Start Input for this task

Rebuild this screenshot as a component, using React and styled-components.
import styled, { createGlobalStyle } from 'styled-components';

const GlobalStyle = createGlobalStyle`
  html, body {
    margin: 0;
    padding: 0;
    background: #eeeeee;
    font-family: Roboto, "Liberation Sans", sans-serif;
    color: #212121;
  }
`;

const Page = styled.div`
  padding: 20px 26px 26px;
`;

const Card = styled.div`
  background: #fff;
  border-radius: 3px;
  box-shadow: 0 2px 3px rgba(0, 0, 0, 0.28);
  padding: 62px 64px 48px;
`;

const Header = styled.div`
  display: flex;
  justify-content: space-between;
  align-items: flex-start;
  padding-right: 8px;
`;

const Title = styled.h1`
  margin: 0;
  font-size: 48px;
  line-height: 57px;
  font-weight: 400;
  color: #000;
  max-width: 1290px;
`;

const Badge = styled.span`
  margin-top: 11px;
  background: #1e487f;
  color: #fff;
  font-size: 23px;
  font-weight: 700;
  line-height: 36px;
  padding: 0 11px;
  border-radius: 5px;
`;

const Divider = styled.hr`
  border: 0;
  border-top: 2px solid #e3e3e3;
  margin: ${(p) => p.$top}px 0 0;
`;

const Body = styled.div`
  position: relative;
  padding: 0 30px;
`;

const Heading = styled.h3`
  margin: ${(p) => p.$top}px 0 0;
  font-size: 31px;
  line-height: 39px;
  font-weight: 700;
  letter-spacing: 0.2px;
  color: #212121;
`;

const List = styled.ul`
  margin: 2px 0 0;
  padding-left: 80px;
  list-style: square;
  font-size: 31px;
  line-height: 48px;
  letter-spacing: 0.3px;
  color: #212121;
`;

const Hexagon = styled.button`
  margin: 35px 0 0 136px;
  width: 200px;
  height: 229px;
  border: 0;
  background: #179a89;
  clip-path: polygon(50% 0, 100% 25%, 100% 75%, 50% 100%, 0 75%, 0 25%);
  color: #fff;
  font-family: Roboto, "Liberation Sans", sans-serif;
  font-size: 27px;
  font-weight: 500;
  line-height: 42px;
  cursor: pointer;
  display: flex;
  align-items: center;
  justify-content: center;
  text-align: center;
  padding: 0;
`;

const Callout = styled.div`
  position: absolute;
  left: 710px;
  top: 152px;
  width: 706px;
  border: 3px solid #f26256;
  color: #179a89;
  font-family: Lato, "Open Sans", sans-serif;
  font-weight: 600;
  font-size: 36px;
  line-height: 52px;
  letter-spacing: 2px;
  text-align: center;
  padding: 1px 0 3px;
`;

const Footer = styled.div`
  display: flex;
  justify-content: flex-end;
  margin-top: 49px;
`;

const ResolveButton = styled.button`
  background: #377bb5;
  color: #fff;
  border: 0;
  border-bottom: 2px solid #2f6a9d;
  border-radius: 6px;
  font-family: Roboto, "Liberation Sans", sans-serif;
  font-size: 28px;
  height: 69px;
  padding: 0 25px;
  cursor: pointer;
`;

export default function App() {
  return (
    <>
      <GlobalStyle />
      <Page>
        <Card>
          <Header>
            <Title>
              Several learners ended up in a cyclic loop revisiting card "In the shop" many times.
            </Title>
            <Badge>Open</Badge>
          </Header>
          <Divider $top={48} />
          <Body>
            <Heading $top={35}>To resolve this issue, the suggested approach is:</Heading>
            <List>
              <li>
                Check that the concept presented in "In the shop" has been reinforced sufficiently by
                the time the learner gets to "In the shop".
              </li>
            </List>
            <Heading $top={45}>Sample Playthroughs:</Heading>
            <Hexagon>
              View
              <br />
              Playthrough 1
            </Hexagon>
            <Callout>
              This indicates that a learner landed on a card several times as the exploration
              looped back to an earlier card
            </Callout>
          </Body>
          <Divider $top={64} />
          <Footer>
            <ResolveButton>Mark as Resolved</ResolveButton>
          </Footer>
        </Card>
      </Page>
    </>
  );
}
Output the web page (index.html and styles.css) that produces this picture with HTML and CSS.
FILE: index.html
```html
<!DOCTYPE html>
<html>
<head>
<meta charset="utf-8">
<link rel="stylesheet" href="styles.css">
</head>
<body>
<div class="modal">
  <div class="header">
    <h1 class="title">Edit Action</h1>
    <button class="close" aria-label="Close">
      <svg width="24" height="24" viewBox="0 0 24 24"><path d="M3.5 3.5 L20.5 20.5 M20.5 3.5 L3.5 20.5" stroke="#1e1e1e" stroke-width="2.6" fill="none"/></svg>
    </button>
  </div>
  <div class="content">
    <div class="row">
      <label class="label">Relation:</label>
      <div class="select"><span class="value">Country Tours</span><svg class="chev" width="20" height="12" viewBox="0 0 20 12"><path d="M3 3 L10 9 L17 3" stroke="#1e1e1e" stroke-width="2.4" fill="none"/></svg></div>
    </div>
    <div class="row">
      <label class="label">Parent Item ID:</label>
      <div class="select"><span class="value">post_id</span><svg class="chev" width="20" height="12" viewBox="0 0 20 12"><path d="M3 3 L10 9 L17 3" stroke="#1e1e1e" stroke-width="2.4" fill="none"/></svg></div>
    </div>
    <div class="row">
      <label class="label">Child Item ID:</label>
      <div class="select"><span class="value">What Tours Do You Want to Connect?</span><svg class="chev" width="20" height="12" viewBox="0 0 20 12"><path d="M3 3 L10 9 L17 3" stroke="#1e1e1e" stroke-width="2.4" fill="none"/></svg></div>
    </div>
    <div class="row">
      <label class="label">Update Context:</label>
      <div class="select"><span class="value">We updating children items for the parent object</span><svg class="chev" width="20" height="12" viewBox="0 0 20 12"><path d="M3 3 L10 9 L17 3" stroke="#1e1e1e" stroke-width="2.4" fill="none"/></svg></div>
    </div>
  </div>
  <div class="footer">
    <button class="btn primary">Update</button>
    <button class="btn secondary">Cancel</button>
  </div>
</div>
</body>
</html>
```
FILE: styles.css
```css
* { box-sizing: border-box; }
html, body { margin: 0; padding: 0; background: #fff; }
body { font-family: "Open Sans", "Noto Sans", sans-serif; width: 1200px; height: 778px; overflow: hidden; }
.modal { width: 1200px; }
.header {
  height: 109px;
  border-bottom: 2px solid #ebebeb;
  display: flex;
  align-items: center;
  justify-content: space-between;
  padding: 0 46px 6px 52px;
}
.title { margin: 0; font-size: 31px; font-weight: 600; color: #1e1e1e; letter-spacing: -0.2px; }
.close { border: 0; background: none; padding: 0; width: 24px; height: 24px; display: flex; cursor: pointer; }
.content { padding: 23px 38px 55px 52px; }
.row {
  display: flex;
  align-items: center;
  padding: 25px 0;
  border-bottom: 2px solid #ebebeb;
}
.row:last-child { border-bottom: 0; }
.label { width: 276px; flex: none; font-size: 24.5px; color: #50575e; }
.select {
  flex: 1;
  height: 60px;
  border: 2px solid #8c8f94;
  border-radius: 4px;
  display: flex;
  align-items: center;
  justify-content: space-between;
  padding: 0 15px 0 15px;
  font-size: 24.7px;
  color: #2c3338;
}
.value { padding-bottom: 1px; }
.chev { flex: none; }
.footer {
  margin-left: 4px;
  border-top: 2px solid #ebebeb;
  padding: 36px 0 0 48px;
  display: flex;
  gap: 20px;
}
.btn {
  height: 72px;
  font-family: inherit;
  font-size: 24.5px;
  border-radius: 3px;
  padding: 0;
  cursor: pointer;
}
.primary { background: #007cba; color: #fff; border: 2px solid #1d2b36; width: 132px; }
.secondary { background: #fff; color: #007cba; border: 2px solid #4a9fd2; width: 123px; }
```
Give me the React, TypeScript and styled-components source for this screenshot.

End Input for this task

Task brief:
Please set down all the data word for word.

Response to this task:
Rebuild this screenshot as a component, using React and styled-components.
import styled, { createGlobalStyle } from 'styled-components';

const GlobalStyle = createGlobalStyle`
  html, body {
    margin: 0;
    padding: 0;
    background: #eeeeee;
    font-family: Roboto, "Liberation Sans", sans-serif;
    color: #212121;
  }
`;

const Page = styled.div`
  padding: 20px 26px 26px;
`;

const Card = styled.div`
  background: #fff;
  border-radius: 3px;
  box-shadow: 0 2px 3px rgba(0, 0, 0, 0.28);
  padding: 62px 64px 48px;
`;

const Header = styled.div`
  display: flex;
  justify-content: space-between;
  align-items: flex-start;
  padding-right: 8px;
`;

const Title = styled.h1`
  margin: 0;
  font-size: 48px;
  line-height: 57px;
  font-weight: 400;
  color: #000;
  max-width: 1290px;
`;

const Badge = styled.span`
  margin-top: 11px;
  background: #1e487f;
  color: #fff;
  font-size: 23px;
  font-weight: 700;
  line-height: 36px;
  padding: 0 11px;
  border-radius: 5px;
`;

const Divider = styled.hr`
  border: 0;
  border-top: 2px solid #e3e3e3;
  margin: ${(p) => p.$top}px 0 0;
`;

const Body = styled.div`
  position: relative;
  padding: 0 30px;
`;

const Heading = styled.h3`
  margin: ${(p) => p.$top}px 0 0;
  font-size: 31px;
  line-height: 39px;
  font-weight: 700;
  letter-spacing: 0.2px;
  color: #212121;
`;

const List = styled.ul`
  margin: 2px 0 0;
  padding-left: 80px;
  list-style: square;
  font-size: 31px;
  line-height: 48px;
  letter-spacing: 0.3px;
  color: #212121;
`;

const Hexagon = styled.button`
  margin: 35px 0 0 136px;
  width: 200px;
  height: 229px;
  border: 0;
  background: #179a89;
  clip-path: polygon(50% 0, 100% 25%, 100% 75%, 50% 100%, 0 75%, 0 25%);
  color: #fff;
  font-family: Roboto, "Liberation Sans", sans-serif;
  font-size: 27px;
  font-weight: 500;
  line-height: 42px;
  cursor: pointer;
  display: flex;
  align-items: center;
  justify-content: center;
  text-align: center;
  padding: 0;
`;

const Callout = styled.div`
  position: absolute;
  left: 710px;
  top: 152px;
  width: 706px;
  border: 3px solid #f26256;
  color: #179a89;
  font-family: Lato, "Open Sans", sans-serif;
  font-weight: 600;
  font-size: 36px;
  line-height: 52px;
  letter-spacing: 2px;
  text-align: center;
  padding: 1px 0 3px;
`;

const Footer = styled.div`
  display: flex;
  justify-content: flex-end;
  margin-top: 49px;
`;

const ResolveButton = styled.button`
  background: #377bb5;
  color: #fff;
  border: 0;
  border-bottom: 2px solid #2f6a9d;
  border-radius: 6px;
  font-family: Roboto, "Liberation Sans", sans-serif;
  font-size: 28px;
  height: 69px;
  padding: 0 25px;
  cursor: pointer;
`;

export default function App() {
  return (
    <>
      <GlobalStyle />
      <Page>
        <Card>
          <Header>
            <Title>
              Several learners ended up in a cyclic loop revisiting card "In the shop" many times.
            </Title>
            <Badge>Open</Badge>
          </Header>
          <Divider $top={48} />
          <Body>
            <Heading $top={35}>To resolve this issue, the suggested approach is:</Heading>
            <List>
              <li>
                Check that the concept presented in "In the shop" has been reinforced sufficiently by
                the time the learner gets to "In the shop".
              </li>
            </List>
            <Heading $top={45}>Sample Playthroughs:</Heading>
            <Hexagon>
              View
              <br />
              Playthrough 1
            </Hexagon>
            <Callout>
              This indicates that a learner landed on a card several times as the exploration
              looped back to an earlier card
            </Callout>
          </Body>
          <Divider $top={64} />
          <Footer>
            <ResolveButton>Mark as Resolved</ResolveButton>
          </Footer>
        </Card>
      </Page>
    </>
  );
}
Output the web page (index.html and styles.css) that produces this picture with HTML and CSS.
FILE: index.html
```html
<!DOCTYPE html>
<html>
<head>
<meta charset="utf-8">
<link rel="stylesheet" href="styles.css">
</head>
<body>
<div class="modal">
  <div class="header">
    <h1 class="title">Edit Action</h1>
    <button class="close" aria-label="Close">
      <svg width="24" height="24" viewBox="0 0 24 24"><path d="M3.5 3.5 L20.5 20.5 M20.5 3.5 L3.5 20.5" stroke="#1e1e1e" stroke-width="2.6" fill="none"/></svg>
    </button>
  </div>
  <div class="content">
    <div class="row">
      <label class="label">Relation:</label>
      <div class="select"><span class="value">Country Tours</span><svg class="chev" width="20" height="12" viewBox="0 0 20 12"><path d="M3 3 L10 9 L17 3" stroke="#1e1e1e" stroke-width="2.4" fill="none"/></svg></div>
    </div>
    <div class="row">
      <label class="label">Parent Item ID:</label>
      <div class="select"><span class="value">post_id</span><svg class="chev" width="20" height="12" viewBox="0 0 20 12"><path d="M3 3 L10 9 L17 3" stroke="#1e1e1e" stroke-width="2.4" fill="none"/></svg></div>
    </div>
    <div class="row">
      <label class="label">Child Item ID:</label>
      <div class="select"><span class="value">What Tours Do You Want to Connect?</span><svg class="chev" width="20" height="12" viewBox="0 0 20 12"><path d="M3 3 L10 9 L17 3" stroke="#1e1e1e" stroke-width="2.4" fill="none"/></svg></div>
    </div>
    <div class="row">
      <label class="label">Update Context:</label>
      <div class="select"><span class="value">We updating children items for the parent object</span><svg class="chev" width="20" height="12" viewBox="0 0 20 12"><path d="M3 3 L10 9 L17 3" stroke="#1e1e1e" stroke-width="2.4" fill="none"/></svg></div>
    </div>
  </div>
  <div class="footer">
    <button class="btn primary">Update</button>
    <button class="btn secondary">Cancel</button>
  </div>
</div>
</body>
</html>
```
FILE: styles.css
```css
* { box-sizing: border-box; }
html, body { margin: 0; padding: 0; background: #fff; }
body { font-family: "Open Sans", "Noto Sans", sans-serif; width: 1200px; height: 778px; overflow: hidden; }
.modal { width: 1200px; }
.header {
  height: 109px;
  border-bottom: 2px solid #ebebeb;
  display: flex;
  align-items: center;
  justify-content: space-between;
  padding: 0 46px 6px 52px;
}
.title { margin: 0; font-size: 31px; font-weight: 600; color: #1e1e1e; letter-spacing: -0.2px; }
.close { border: 0; background: none; padding: 0; width: 24px; height: 24px; display: flex; cursor: pointer; }
.content { padding: 23px 38px 55px 52px; }
.row {
  display: flex;
  align-items: center;
  padding: 25px 0;
  border-bottom: 2px solid #ebebeb;
}
.row:last-child { border-bottom: 0; }
.label { width: 276px; flex: none; font-size: 24.5px; color: #50575e; }
.select {
  flex: 1;
  height: 60px;
  border: 2px solid #8c8f94;
  border-radius: 4px;
  display: flex;
  align-items: center;
  justify-content: space-between;
  padding: 0 15px 0 15px;
  font-size: 24.7px;
  color: #2c3338;
}
.value { padding-bottom: 1px; }
.chev { flex: none; }
.footer {
  margin-left: 4px;
  border-top: 2px solid #ebebeb;
  padding: 36px 0 0 48px;
  display: flex;
  gap: 20px;
}
.btn {
  height: 72px;
  font-family: inherit;
  font-size: 24.5px;
  border-radius: 3px;
  padding: 0;
  cursor: pointer;
}
.primary { background: #007cba; color: #fff; border: 2px solid #1d2b36; width: 132px; }
.secondary { background: #fff; color: #007cba; border: 2px solid #4a9fd2; width: 123px; }
```
Give me the React, TypeScript and styled-components source for this screenshot.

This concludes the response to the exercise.